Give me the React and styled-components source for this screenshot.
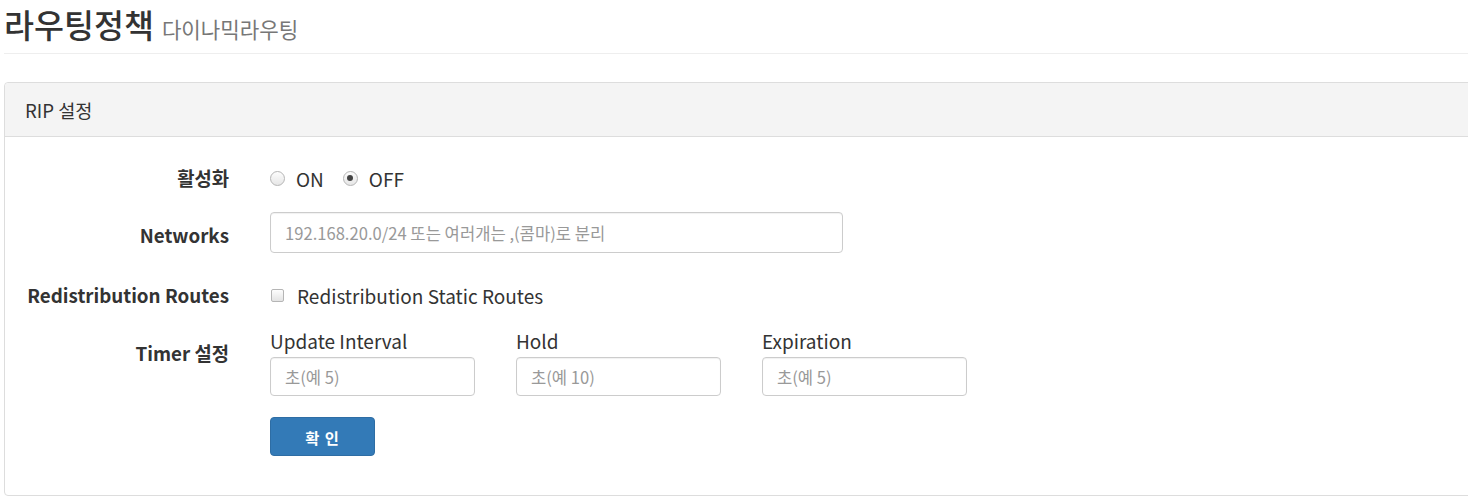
import React from 'react';
import styled, { createGlobalStyle } from 'styled-components';

const GlobalStyle = createGlobalStyle`
  html, body {
    margin: 0;
    padding: 0;
    background: #fff;
    overflow: hidden;
  }
  body {
    font-family: "Noto Sans CJK KR", "Noto Sans", sans-serif;
    color: #333;
  }
`;

const Page = styled.div`
  width: 1500px;
  padding: 0 0 0 4px;
`;

const PageHeader = styled.div`
  height: 53px;
  border-bottom: 1px solid #eee;
  display: flex;
  align-items: center;
  margin-right: 36px;
`;

const Title = styled.h1`
  margin: 0;
  font-size: 32.6px;
  font-weight: 500;
  line-height: 1;
  color: #333;
  display: flex;
  align-items: baseline;
  gap: 8px;
  transform: translateY(-2px);
`;

const SubTitle = styled.small`
  font-size: 21.2px;
  font-weight: 400;
  color: #777;
`;

const Panel = styled.div`
  margin-top: 28px;
  border: 1px solid #ddd;
  border-radius: 4px;
  height: 414px;
  box-sizing: border-box;
`;

const PanelHeading = styled.div`
  background: #f4f4f4;
  border-bottom: 1px solid #ddd;
  height: 54px;
  box-sizing: border-box;
  display: flex;
  align-items: center;
  padding-left: 20px;
  font-size: 18.6px;
  border-radius: 4px 4px 0 0;
`;

const Form = styled.div`
  display: grid;
  grid-template-columns: 224px 1fr;
  column-gap: 41px;
  padding-top: 26px;
`;

const Label = styled.div`
  font-size: 18.8px;
  font-weight: 700;
  text-align: right;
  line-height: 1;
  height: ${p => p.$h || 40}px;
  padding-top: ${p => p.$pt || 0}px;
  box-sizing: border-box;
  display: flex;
  justify-content: flex-end;
  align-items: ${p => (p.$top ? 'flex-start' : 'center')};
  margin-bottom: ${p => p.$mb || 0}px;
`;

const Field = styled.div`
  height: ${p => p.$h || 40}px;
  display: flex;
  align-items: center;
  margin-bottom: ${p => p.$mb || 0}px;
`;

const RadioInput = styled.input.attrs({ type: 'radio' })`
  appearance: none;
  margin: 0 11px 0 0;
  width: 15px;
  height: 15px;
  border-radius: 50%;
  border: 1px solid #b5b5b5;
  background: linear-gradient(#fdfdfd, #e6e6e6);
  box-sizing: border-box;
  position: relative;
  &:checked::after {
    content: '';
    position: absolute;
    left: 3.5px;
    top: 3.5px;
    width: 6px;
    height: 6px;
    border-radius: 50%;
    background: #444;
  }
`;

const CheckInput = styled.input.attrs({ type: 'checkbox' })`
  appearance: none;
  margin: 0 13px 0 1px;
  width: 13px;
  height: 13px;
  border-radius: 2px;
  border: 1px solid #b5b5b5;
  background: linear-gradient(#fdfdfd, #e3e3e3);
  box-sizing: border-box;
`;

const OptionText = styled.span`
  font-size: 19px;
  line-height: 1;
  margin-right: ${p => p.$mr || 0}px;
`;

const TextInput = styled.input`
  width: ${p => p.$w || 573}px;
  height: ${p => p.$h || 41}px;
  box-sizing: border-box;
  border: 1px solid #ccc;
  border-radius: 4px;
  padding: 0 14px;
  font-family: inherit;
  font-size: 16.6px;
  color: #555;
  box-shadow: inset 0 1px 1px rgba(0, 0, 0, 0.06);
  &::placeholder {
    color: #999;
  }
`;

const TimerRow = styled.div`
  display: flex;
  gap: 41px;
`;

const TimerItem = styled.div`
  display: flex;
  flex-direction: column;
`;

const TimerLabel = styled.div`
  font-size: 19px;
  line-height: 1;
  height: 26px;
  display: flex;
  align-items: flex-start;
  margin-top: -10px;
`;

const SubmitButton = styled.button`
  margin-top: 21px;
  width: 105px;
  height: 39px;
  border: 1px solid #2e6da4;
  border-radius: 4px;
  background: #337ab7;
  color: #fff;
  font-family: inherit;
  font-size: 15.3px;
  font-weight: 700;
  letter-spacing: 1px;
  cursor: pointer;
`;

export default function App() {
  return (
    <Page>
      <GlobalStyle />
      <PageHeader>
        <Title>
          라우팅정책
          <SubTitle>다이나믹라우팅</SubTitle>
        </Title>
      </PageHeader>

      <Panel>
        <PanelHeading>RIP 설정</PanelHeading>
        <Form>
          <Label $h={30} $mb={19}>활성화</Label>
          <Field $h={30} $mb={19}>
            <RadioInput name="rip" />
            <OptionText $mr={19}>ON</OptionText>
            <RadioInput name="rip" defaultChecked />
            <OptionText>OFF</OptionText>
          </Field>

          <Label $h={41} $pt={6} $mb={29}>Networks</Label>
          <Field $h={41} $mb={29}>
            <TextInput placeholder="192.168.20.0/24 또는 여러개는 ,(콤마)로 분리" />
          </Field>

          <Label $h={26} $mb={33}>Redistribution Routes</Label>
          <Field $h={26} $mb={33}>
            <CheckInput />
            <OptionText>Redistribution Static Routes</OptionText>
          </Field>

          <Label $h={24} $pt={3} $top>Timer 설정</Label>
          <div>
            <TimerRow>
              <TimerItem>
                <TimerLabel>Update Interval</TimerLabel>
                <TextInput $w={205} $h={39} placeholder="초(예 5)" />
              </TimerItem>
              <TimerItem>
                <TimerLabel>Hold</TimerLabel>
                <TextInput $w={205} $h={39} placeholder="초(예 10)" />
              </TimerItem>
              <TimerItem>
                <TimerLabel>Expiration</TimerLabel>
                <TextInput $w={205} $h={39} placeholder="초(예 5)" />
              </TimerItem>
            </TimerRow>
            <SubmitButton>확 인</SubmitButton>
          </div>
        </Form>
      </Panel>
    </Page>
  );
}
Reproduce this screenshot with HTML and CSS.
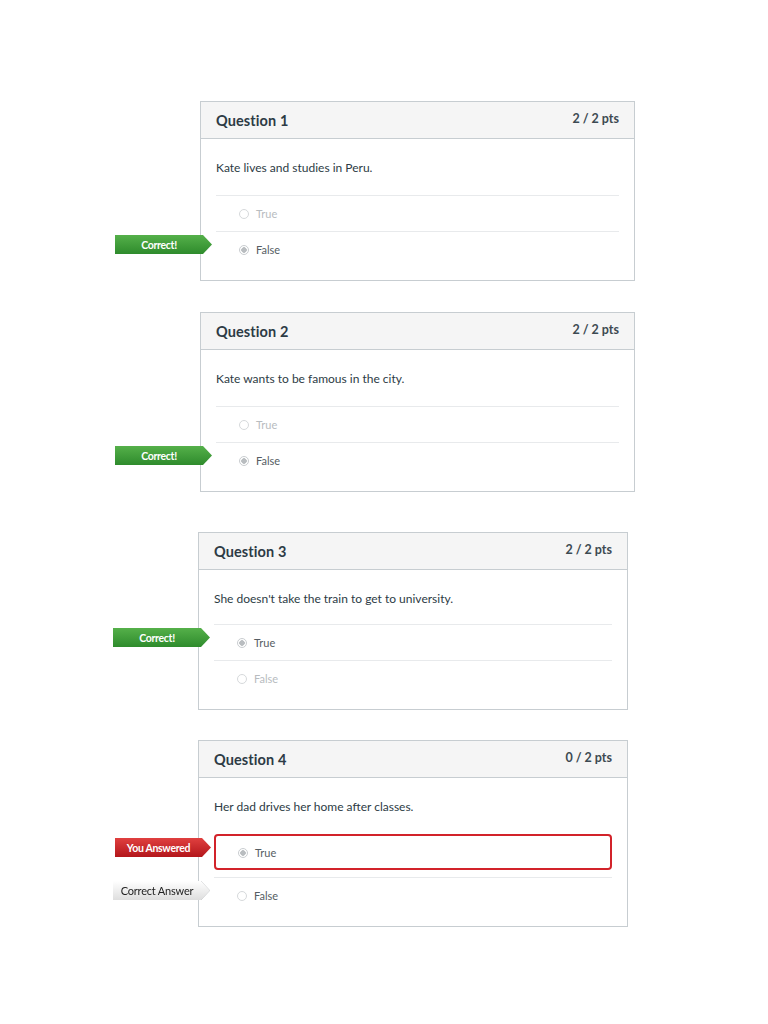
FILE: index.html
```html
<!DOCTYPE html>
<html lang="en">
	<head>
		<meta charset="utf-8">
		<meta name="viewport" content="width=device-width,initial-scale=1">
		<title>Quiz Results</title>
		<link rel="stylesheet" href="styles.css">
	</head>

	<body>
		<main class="quiz">

			<section class="question">
				<header class="question__header">
					<h2 class="question__title">Question 1</h2>
					<span class="question__pts">2 / 2 pts</span>
				</header>
				<div class="question__body">
					<p class="question__text">Kate lives and studies in Peru.</p>
					<ul class="answers">
						<li class="answer"><span class="radio"></span>True</li>
						<li class="answer answer--picked">
							<span class="tag tag--correct"><span class="tag__inner">Correct!</span></span>
							<span class="radio"></span>False
						</li>
					</ul>
				</div>
			</section>

			<section class="question">
				<header class="question__header">
					<h2 class="question__title">Question 2</h2>
					<span class="question__pts">2 / 2 pts</span>
				</header>
				<div class="question__body">
					<p class="question__text">Kate wants to be famous in the city.</p>
					<ul class="answers">
						<li class="answer"><span class="radio"></span>True</li>
						<li class="answer answer--picked">
							<span class="tag tag--correct"><span class="tag__inner">Correct!</span></span>
							<span class="radio"></span>False
						</li>
					</ul>
				</div>
			</section>

			<section class="question question--shifted question--q3">
				<header class="question__header">
					<h2 class="question__title">Question 3</h2>
					<span class="question__pts">2 / 2 pts</span>
				</header>
				<div class="question__body">
					<p class="question__text">She doesn't take the train to get to university.</p>
					<ul class="answers">
						<li class="answer answer--picked">
							<span class="tag tag--correct"><span class="tag__inner">Correct!</span></span>
							<span class="radio"></span>True
						</li>
						<li class="answer"><span class="radio"></span>False</li>
					</ul>
				</div>
			</section>

			<section class="question question--shifted question--q4">
				<header class="question__header">
					<h2 class="question__title">Question 4</h2>
					<span class="question__pts">0 / 2 pts</span>
				</header>
				<div class="question__body">
					<p class="question__text">Her dad drives her home after classes.</p>
					<ul class="answers">
						<li class="answer answer--picked answer--wrong">
							<span class="tag tag--wrong"><span class="tag__inner">You Answered</span></span>
							<span class="radio"></span>True
						</li>
						<li class="answer answer--key">
							<span class="tag tag--key"><span class="tag__inner">Correct Answer</span></span>
							<span class="radio radio--empty"></span>False
						</li>
					</ul>
				</div>
			</section>

		</main>
	</body>
</html>
```

FILE: styles.css
```css
/* PAGE */
* {
	box-sizing: border-box;
}
body {
	background: #fff;
	color: #2d3b45;
	font-family: Lato, 'Open Sans', sans-serif;
	margin: 0;
}
.quiz {
	display: flex;
	flex-direction: column;
	padding-block-start: 101px;
}

/* QUESTION CARD */
.question {
	border: 1px solid #c7cdd1;
	margin-inline-start: 200px;
	width: 435px;

	& + & {
		margin-block-start: 31px;
	}
}
.question--shifted {
	margin-inline-start: 198px;
	width: 430px;
}
.question--q3 {
	margin-block-start: 40px !important;

	.question__text {
		margin-block-end: 17px;
	}
}
.question--q4 {
	margin-block-start: 30px !important;
}

.question__header {
	align-items: center;
	background-color: #f5f5f5;
	border-block-end: 1px solid #c7cdd1;
	display: flex;
	height: 37px;
	justify-content: space-between;
	padding-inline: 15px;
}
.question__title {
	font-size: 14.5px;
	font-weight: 700;
	letter-spacing: 0.1px;
	margin: 0;
}
.question__pts {
	color: #3d4a52;
	font-size: 12.5px;
	font-weight: 700;
	padding-block-end: 4px;
}

.question__body {
	padding: 21px 15px 13px;
}
.question__text {
	font-size: 12px;
	line-height: 16px;
	margin: 0 0 19px;
}

/* ANSWERS */
.answers {
	list-style: none;
	margin: 0;
	padding: 0;
}
.answer {
	align-items: center;
	border-block-start: 1px solid #e8eaec;
	color: #b8bcbf;
	display: flex;
	font-size: 11px;
	gap: 7px;
	height: 36px;
	padding-inline-start: 23px;
	position: relative;
}
.answer--picked {
	color: #555d63;
}
.answer--wrong {
	border: 2px solid #d2232a;
	border-radius: 4px;
	margin-block-end: 7px;
	padding-inline-start: 22px;
	padding-block-start: 1px;
}
.answer--key {
	color: #555d63;
}

.radio {
	background: #fff;
	border: 1px solid #d6d9db;
	border-radius: 50%;
	display: inline-block;
	height: 10px;
	width: 10px;
}
.answer--picked .radio {
	background: radial-gradient(circle, #b9bdc0 0 2.5px, #fff 3px);
	border-color: #c9cdd0;
}

/* RESULT TAGS */
.tag {
	position: absolute;
	right: calc(100% + 4px);
	top: 3px;
}
.answer--wrong .tag {
	right: calc(100% + 5px);
	top: 2px;
}
.tag__inner {
	align-items: center;
	clip-path: polygon(0 0, calc(100% - 9px) 0, 100% 50%, calc(100% - 9px) 100%, 0 100%);
	color: #fff;
	display: flex;
	font-size: 10.5px;
	font-weight: 700;
	height: 19px;
	justify-content: center;
	letter-spacing: -0.3px;
	padding-inline-end: 9px;
	width: 97px;
}
.tag--correct .tag__inner {
	background: linear-gradient(#55b04a, #2e8b2c);
}
.tag--wrong .tag__inner {
	background: linear-gradient(#e0403f, #b3161b);
	width: 96px;
}
.tag--key {
	filter: drop-shadow(0 0 0.6px #8a8f93);
	right: calc(100% + 4px);
}
.tag--key .tag__inner {
	background: linear-gradient(#fff, #dedede);
	color: #222;
	font-size: 11px;
	font-weight: 400;
	letter-spacing: -0.2px;
	width: 97px;
}
```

———

> _SHORT PROBLEM_
In the records above, find each line with the word "components" and copy it.

> _EXERCISE SOLUTION_
Give me the React and styled-components source for this screenshot.
import styled, { createGlobalStyle } from 'styled-components';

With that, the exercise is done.